La vision se poursuit. Cette beauté n’est pas encore toute paisible. La Femme combat. Elle combat la douleur, elle combat le Dragon. Pour que le Fils vive ! La souffrance de l’enfantement, pour que l’enfant de la promesse vienne au monde ; la souffrance de contradiction, pour que les forces du mal n’emportent pas la vie du Fils. Dans ce combat se dévoilera pour nous notre propre histoire. La fécondité cachée de nos souffrances – pour que le Fils de Dieu soit formé en nous ! La grandeur et la fragilité de notre opposition au mal – pour que la vie du Fils de Dieu en nous ne soit pas écrasée par la puissance du Dragon.
Chaque âme chrétienne vit de la maternité divine de Marie. Chaque âme chrétienne a reçu au plus profond de ses entrailles le Verbe divin au jour de son baptême. Toute notre vie n’est qu’une longue gestation, le travail d’enfantement – douloureux et triomphant ! – de ce Verbe de Dieu qui prend chair dans notre existence.
Si la maternité de Marie se prolonge en nous, si son combat de foi continue en nous, alors son triomphe sera aussi le nôtre. La souffrance et la séparation – nous en avons pris notre part. La fidélité, inscrite dans l’épaisseur du quotidien – nous en avons reçu notre lot. Oh si seulement nous pouvions tenir dans cette fidélité ! Si seulement nous pouvions persévérer dans ce choix radical que Dieu a fait de nous et que nous faisons de Dieu ! Alors cette gloire sera la nôtre.
Ceux qui dorment dans la poussière se réveilleront. Le regard éternellement neuf, ceux qui ont fait le bien, ceux qui ont lavé leurs vies dans le sang de l’Agneau reconnaitront en cette Femme leur Mère. Ils reconnaîtront dans sa gloire, la leur propre, celle que Dieu leur a préparée depuis la fondation du monde. Comme elle, ils ont reçu la parole de Dieu, comme elle, ils l’ont gardée, comme elle, ils ont connu l’abandon et le combat, comme elle, ils se revêtent de la justice, ils entrent dans la joie, la paix et la lumière, où aucune souffrance, aucun mal, aucune mort n’aura plus sur eux de prise.
Le dernier soir du monde sera le premier matin de leur gloire éternelle. Leur vie unie à jamais à la vie de Dieu, leurs amitiés unies à l’amitié de Dieu, des innombrables liens de parenté, d’attachement, de fidélité soudés à jamais dans l’indéfectible dilection de Dieu. Le signe de ce lien brille sur eux – une Femme, vêtue de soleil, la Mère de Dieu dont Dieu a fait notre Mère. Elle a veillé sur l’enfant Dieu, elle veille sur nous. Elle l’a protégé de la fureur d’Hérode, elle nous protège de celui à qui Hérode a livré son âme. Elle a accompagné Dieu dans sa mission sur la terre, elle accompagne notre marche vers la Jérusalem céleste. Au jour de sa mort sur la Croix, elle était là, debout, à ses pieds, lorsqu’il a été élevé au-dessus de tout. Elle sera là, debout, près de nous, au jour de notre mort, car c’est dans la prière incessante que l’Église lui demande d’intercéder pour nous maintenant et à l’heure de notre mort.

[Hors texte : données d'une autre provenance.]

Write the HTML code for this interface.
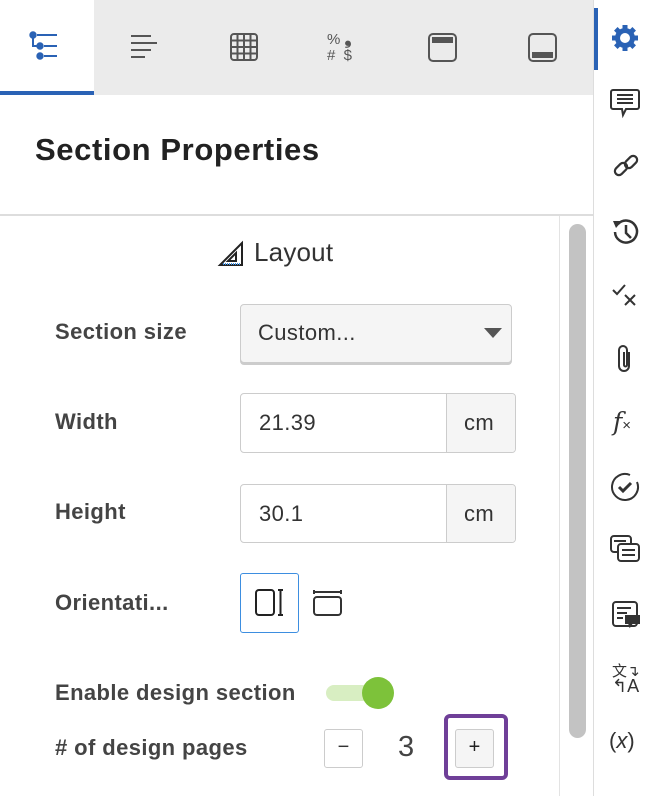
<!DOCTYPE html>
<html><head><meta charset="utf-8"><style>
*{box-sizing:border-box;margin:0;padding:0}
body{width:654px;height:796px;overflow:hidden;background:#fff;font-family:"Liberation Sans",sans-serif;position:relative;color:#404040}
.abs{position:absolute}
.lbl{position:absolute;left:55px;font-weight:bold;font-size:22px;color:#444;letter-spacing:0.4px}
svg{position:absolute;overflow:visible}
.t{letter-spacing:0.4px}
</style></head><body>
<!-- tab bar -->
<div class="abs" style="left:0;top:0;width:593px;height:95px;background:#ebebeb"></div>
<div class="abs" style="left:0;top:0;width:94px;height:95px;background:#fff"></div>
<div class="abs" style="left:0;top:91px;width:94px;height:4px;background:#2a62b5"></div>
<svg style="left:0;top:0" width="60" height="60" fill="none" stroke="#2a62b5" stroke-width="2">
<circle cx="33" cy="35" r="2.7" fill="#2a62b5"/><circle cx="40" cy="46" r="2.7" fill="#2a62b5"/><circle cx="40" cy="56" r="2.7" fill="#2a62b5"/>
<path d="M33 35v11h7M37 35h20M44 46h13M44 56h13"/></svg>
<svg style="left:130px;top:34px" width="28" height="24" stroke="#555" stroke-width="2"><path d="M1 2h20M1 9h26M1 16h20M1 23h14"/></svg>
<svg style="left:230px;top:33px" width="28" height="28" fill="none" stroke="#555" stroke-width="2"><rect x="1" y="1" width="26" height="26" rx="3"/><path d="M7.5 1v26M14 1v26M20.5 1v26M1 7.5h26M1 14h26M1 20.5h26"/></svg>
<div class="abs" style="left:327px;top:30px;font-size:15px;color:#555;line-height:16px">%&nbsp;<b style="font-size:18px">&#x275F;</b><br>#&nbsp;&nbsp;$</div>
<svg style="left:428px;top:33px" width="30" height="28" fill="none" stroke="#555" stroke-width="2"><rect x="1" y="1" width="27" height="27" rx="4"/><rect x="4" y="4" width="21" height="6" fill="#555" stroke="none"/></svg>
<svg style="left:528px;top:33px" width="30" height="28" fill="none" stroke="#555" stroke-width="2"><rect x="1" y="1" width="27" height="27" rx="4"/><rect x="4" y="19" width="21" height="6" fill="#555" stroke="none"/></svg>
<!-- title -->
<div class="abs" style="left:35px;top:132px;font-size:31px;font-weight:bold;color:#222;letter-spacing:0.6px">Section Properties</div>
<div class="abs" style="left:0;top:214px;width:593px;height:2px;background:#ddd"></div>
<!-- scroll -->
<div class="abs" style="left:559px;top:216px;width:1px;height:580px;background:#e3e3e3"></div>
<div class="abs" style="left:569px;top:224px;width:17px;height:514px;background:#c3c3c3;border-radius:9px"></div>
<!-- sidebar -->
<div class="abs" style="left:593px;top:0;width:1px;height:796px;background:#ddd"></div>
<div class="abs" style="left:594px;top:8px;width:4px;height:62px;background:#2a62b5"></div>
<!-- layout -->
<svg style="left:218px;top:241px" width="26" height="26" fill="none" stroke="#222" stroke-width="2"><path d="M24 2L2 24h22z M18 12v8h-8z"/><path d="M5 23h18" stroke="#3d8ee0" stroke-dasharray="1 1"/></svg>
<div class="abs" style="left:254px;top:237px;font-size:26px;color:#333;letter-spacing:0.2px">Layout</div>
<div class="lbl" style="top:319px">Section size</div>
<div class="abs" style="left:240px;top:304px;width:272px;height:59px;background:#f5f5f5;border:1px solid #ccc;border-radius:4px;box-shadow:0 2px 0 #ccc"></div>
<div class="abs t" style="left:258px;top:320px;font-size:22px;color:#333">Custom...</div>
<svg style="left:484px;top:328px" width="18" height="10"><path d="M0 0h18L9 10z" fill="#555"/></svg>
<div class="lbl" style="top:409px">Width</div>
<div class="abs" style="left:240px;top:393px;width:276px;height:60px;border:1px solid #ccc;border-radius:4px;overflow:hidden"><div class="abs" style="left:205px;top:0;width:71px;height:60px;background:#f5f5f5;border-left:1px solid #ccc"></div></div>
<div class="abs t" style="left:259px;top:410px;font-size:22px;color:#333">21.39</div>
<div class="abs t" style="left:464px;top:410px;font-size:22px;color:#333">cm</div>
<div class="lbl" style="top:499px">Height</div>
<div class="abs" style="left:240px;top:484px;width:276px;height:59px;border:1px solid #ccc;border-radius:4px;overflow:hidden"><div class="abs" style="left:205px;top:0;width:71px;height:59px;background:#f5f5f5;border-left:1px solid #ccc"></div></div>
<div class="abs t" style="left:259px;top:501px;font-size:22px;color:#333">30.1</div>
<div class="abs t" style="left:464px;top:501px;font-size:22px;color:#333">cm</div>
<div class="lbl" style="top:590px">Orientati...</div>
<div class="abs" style="left:240px;top:573px;width:59px;height:60px;border:1.5px solid #3d8ee0;border-radius:3px"></div>
<svg style="left:255px;top:589px" width="30" height="28" fill="none" stroke="#222" stroke-width="2"><rect x="1" y="1" width="18" height="25" rx="3"/><path d="M23 1h5M25.5 1v25M23 26h5"/></svg>
<svg style="left:313px;top:589px" width="30" height="28" fill="none" stroke="#333" stroke-width="2"><path d="M1 1v4M28 1v4M1 3h27"/><rect x="1" y="8" width="27" height="18" rx="3"/></svg>
<div class="lbl" style="top:680px">Enable design section</div>
<div class="abs" style="left:326px;top:685px;width:60px;height:16px;border-radius:8px;background:#d8eec2"></div>
<div class="abs" style="left:362px;top:677px;width:32px;height:32px;border-radius:50%;background:#7dc23a"></div>
<div class="lbl" style="top:735px">#&nbsp;of design pages</div>
<div class="abs" style="left:324px;top:729px;width:39px;height:39px;border:1.5px solid #ccc;border-radius:3px;background:#fff;text-align:center;font-size:20px;line-height:34px;color:#333">−</div>
<div class="abs" style="left:398px;top:731px;font-size:29px;color:#444">3</div>
<div class="abs" style="left:444px;top:714px;width:64px;height:66px;border:4px solid #6f3f98;border-radius:6px"></div>
<div class="abs" style="left:455px;top:729px;width:39px;height:39px;border:1.5px solid #ccc;border-radius:3px;background:#f5f5f5;text-align:center;font-size:20px;line-height:35px;color:#222">+</div>
<!-- sidebar icons -->
<svg style="left:611px;top:24px" width="28" height="28" viewBox="0 0 28 28"><g fill="#2a62b5"><circle cx="14" cy="14" r="10"/><g stroke="#2a62b5" stroke-width="5"><path d="M14 1v26M1 14h26M4.8 4.8l18.4 18.4M23.2 4.8L4.8 23.2"/></g></g><circle cx="14" cy="14" r="5" fill="#fff"/></svg>
<svg style="left:610px;top:89px" width="30" height="30" fill="none" stroke="#333" stroke-width="2"><path d="M3 1h24a2 2 0 0 1 2 2v15a2 2 0 0 1-2 2H16l-3 6-1-6H3a2 2 0 0 1-2-2V3a2 2 0 0 1 2-2z"/><path d="M7 6h16M7 10h16M7 14h16"/></svg>
<svg style="left:613px;top:153px" width="26" height="26" fill="none" stroke="#333" stroke-width="2.2"><rect x="1" y="12" width="14" height="8" rx="4" transform="rotate(-45 8 16)"/><rect x="11" y="5" width="14" height="8" rx="4" transform="rotate(-45 18 9)"/></svg>
<svg style="left:611px;top:217px" width="30" height="30" fill="none" stroke="#333" stroke-width="2.5"><path d="M7 7A11 11 0 1 1 4 15"/><path d="M2 4l9 0-6 7z" fill="#333" stroke="none"/><path d="M15 8v8l5 5"/></svg>
<svg style="left:612px;top:283px" width="26" height="24" fill="none" stroke="#333" stroke-width="2"><path d="M1 7l4 4 8-9M13 12l10 10M23 12L13 22"/></svg>
<svg style="left:617px;top:344px" width="16" height="30" fill="none" stroke="#333" stroke-width="2"><path d="M12 8v14a5 5 0 0 1-10 0V6a4 4 0 0 1 8 0v15a1.5 1.5 0 0 1-3 0V8"/></svg>
<div class="abs" style="left:613px;top:407px;font-size:25px;font-style:italic;font-family:'DejaVu Serif',serif;color:#333">f<span style="font-size:15px;font-style:normal;font-family:'Liberation Sans'">×</span></div>
<svg style="left:610px;top:472px" width="30" height="30" fill="none" stroke="#333" stroke-width="2"><path d="M20 3A13 13 0 1 0 27 10"/><path d="M9 15l4 4 8-8" stroke-width="3"/></svg>
<svg style="left:610px;top:535px" width="30" height="28" fill="none" stroke="#333" stroke-width="2"><rect x="1" y="1" width="20" height="16" rx="3"/><rect x="8" y="9" width="21" height="17" rx="3" fill="#fff"/><path d="M4 6h12M12 15h13M12 20h13"/></svg>
<svg style="left:612px;top:601px" width="28" height="28" fill="none" stroke="#333" stroke-width="2"><rect x="1" y="1" width="24" height="24" rx="3"/><path d="M5 7h14M5 12h10M5 17h6"/><path d="M14 15h13v7h-7l-2 3-1-3h-3z" fill="#333"/></svg>
<div class="abs" style="left:612px;top:664px;font-size:15px;color:#333;line-height:15px;font-family:'Liberation Sans','Noto Sans CJK SC',sans-serif">文↴<br><span style="font-size:18px">↰A</span></div>
<div class="abs" style="left:609px;top:728px;font-size:22px;color:#333;font-family:'Liberation Sans',sans-serif">(<i>x</i>)</div>
</body></html>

Dieu a fait de sa Mère notre Mère, car il a voulu faire de sa vie notre vie et de sa gloire – notre gloire. C’est pourquoi au dernier jour de l’humanité, lorsque l’orgueil de ce monde se brisera en emportant les débris de cet univers, un signe grandiose apparaîtra dans le ciel : une Femme, vêtue de soleil – notre modèle, notre refuge et notre Mère. Et son regard maternel nous introduira dans la gloire pour laquelle nous étions faits.